Udoka: The amounts of resources – both natural and human – are incredible and so diverse in the continent. It baffles the mind when you think about how little Africans appreciate what they have, instead of always looking outside thinking that there is always something better at the other side. Bad leadership and unsustainable development, lack of overall vision and direction, poverty in economics and mind and moral, the list could go on and on why many African nations do not function even close to their intended output to even reach a fraction of the mental and creative potential of its people. When the people realise that slow death is not living at all, that they deserve more from their nation, their leaders, each other and from themselves, maybe we would look within to ensure that working as a united front is better than working alone. At the very least, you achieve more, faster and smarter. Education, collaboration, vision is needed. The right infrastructure and leadership would go a long way for development and the increase in living standards and happiness.
Chourouq: I believe that Africa is a great continent with endless resources and I believe strongly that what it lacks in development could be directly linked to education.

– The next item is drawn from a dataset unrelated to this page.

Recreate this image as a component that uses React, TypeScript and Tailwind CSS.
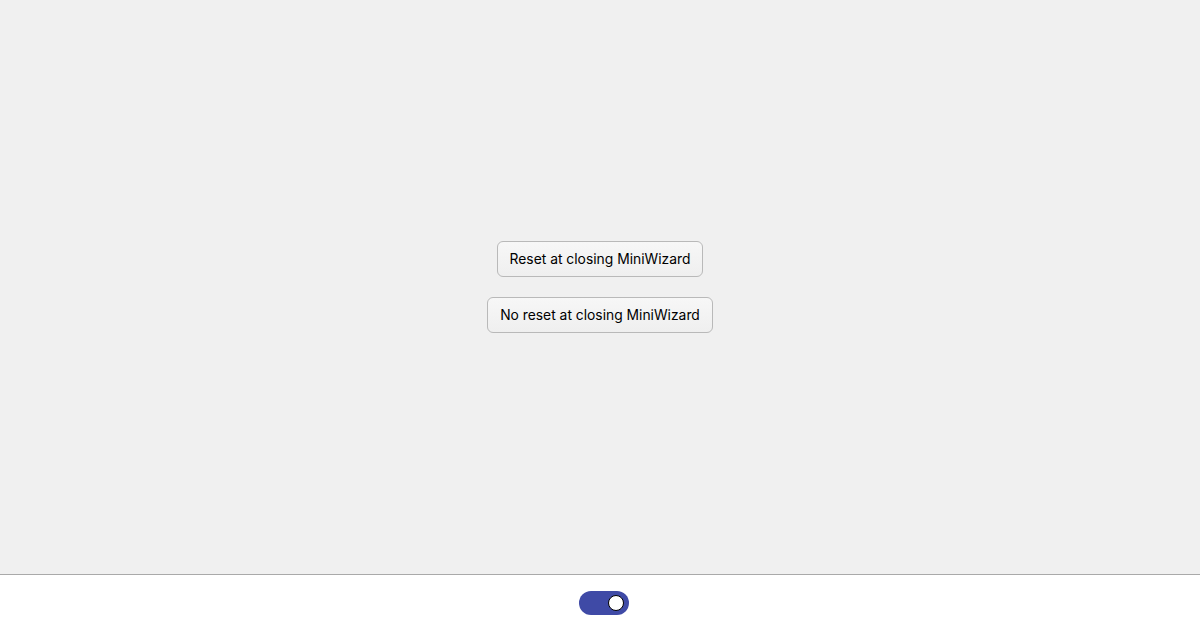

The state of education in Africa can only be described as dreadful and the efforts made either by the governments or the social communities are very minute compared to the gravity of the situation. You asked a question about the future earlier and I can’t help but think that any kind of evolution can only come through an educated nation. That is to say that if we want to see Africa as the continent it could be we have to invest in our children’s education.